## Problem
Check each line of the records below for the word "styles" and copy those where it appears.

[Records with interface code]
++++++++++

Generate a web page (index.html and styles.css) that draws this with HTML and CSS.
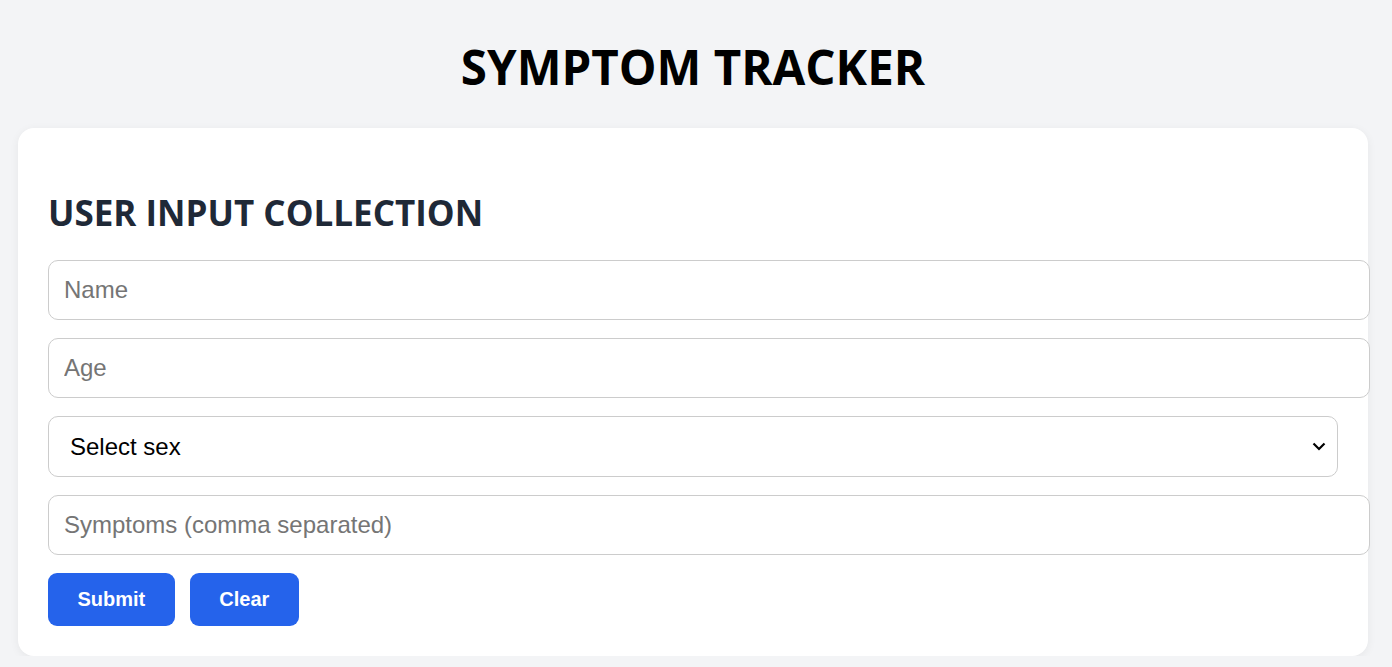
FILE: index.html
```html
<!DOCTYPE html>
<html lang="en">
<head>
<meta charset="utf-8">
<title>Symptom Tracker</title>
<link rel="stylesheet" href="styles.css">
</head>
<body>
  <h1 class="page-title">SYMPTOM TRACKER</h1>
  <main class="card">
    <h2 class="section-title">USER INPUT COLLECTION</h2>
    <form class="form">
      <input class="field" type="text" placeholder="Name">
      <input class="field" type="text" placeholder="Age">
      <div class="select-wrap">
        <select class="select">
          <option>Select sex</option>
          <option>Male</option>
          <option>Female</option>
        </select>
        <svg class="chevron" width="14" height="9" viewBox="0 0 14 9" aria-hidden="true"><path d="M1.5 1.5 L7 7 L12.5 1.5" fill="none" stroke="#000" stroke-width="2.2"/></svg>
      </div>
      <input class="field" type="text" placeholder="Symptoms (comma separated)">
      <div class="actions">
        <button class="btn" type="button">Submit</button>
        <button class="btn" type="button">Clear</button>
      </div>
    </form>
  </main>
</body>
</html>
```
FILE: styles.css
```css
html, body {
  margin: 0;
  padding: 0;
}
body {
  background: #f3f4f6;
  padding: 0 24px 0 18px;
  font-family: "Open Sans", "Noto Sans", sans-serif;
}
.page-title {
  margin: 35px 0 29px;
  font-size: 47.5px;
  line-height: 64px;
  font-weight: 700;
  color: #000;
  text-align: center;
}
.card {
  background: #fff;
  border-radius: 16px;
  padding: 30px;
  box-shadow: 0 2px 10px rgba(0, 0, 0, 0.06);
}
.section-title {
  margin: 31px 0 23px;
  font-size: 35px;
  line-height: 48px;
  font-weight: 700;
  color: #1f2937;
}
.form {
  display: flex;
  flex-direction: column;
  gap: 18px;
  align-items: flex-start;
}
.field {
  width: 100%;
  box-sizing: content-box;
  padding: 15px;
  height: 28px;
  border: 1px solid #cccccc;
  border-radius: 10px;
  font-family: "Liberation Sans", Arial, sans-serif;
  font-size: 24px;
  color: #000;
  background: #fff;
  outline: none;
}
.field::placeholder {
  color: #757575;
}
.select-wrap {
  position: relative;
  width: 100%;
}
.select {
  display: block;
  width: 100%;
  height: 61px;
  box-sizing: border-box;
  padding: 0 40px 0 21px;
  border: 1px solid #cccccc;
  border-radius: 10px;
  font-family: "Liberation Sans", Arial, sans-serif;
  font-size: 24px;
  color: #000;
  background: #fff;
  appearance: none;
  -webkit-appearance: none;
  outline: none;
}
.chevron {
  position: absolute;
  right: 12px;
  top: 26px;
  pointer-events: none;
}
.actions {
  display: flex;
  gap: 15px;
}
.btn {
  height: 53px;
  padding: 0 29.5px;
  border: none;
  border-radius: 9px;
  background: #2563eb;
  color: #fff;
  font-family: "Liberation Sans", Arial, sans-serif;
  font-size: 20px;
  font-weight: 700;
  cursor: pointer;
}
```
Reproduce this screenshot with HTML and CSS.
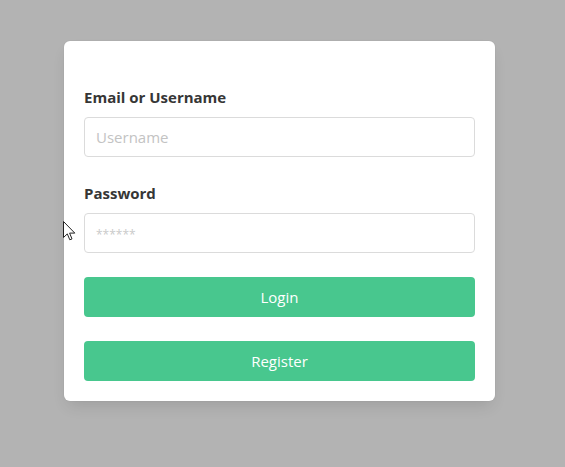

++++++++++

## Correct response
Generate a web page (index.html and styles.css) that draws this with HTML and CSS.
<link rel="stylesheet" href="styles.css">
FILE: styles.css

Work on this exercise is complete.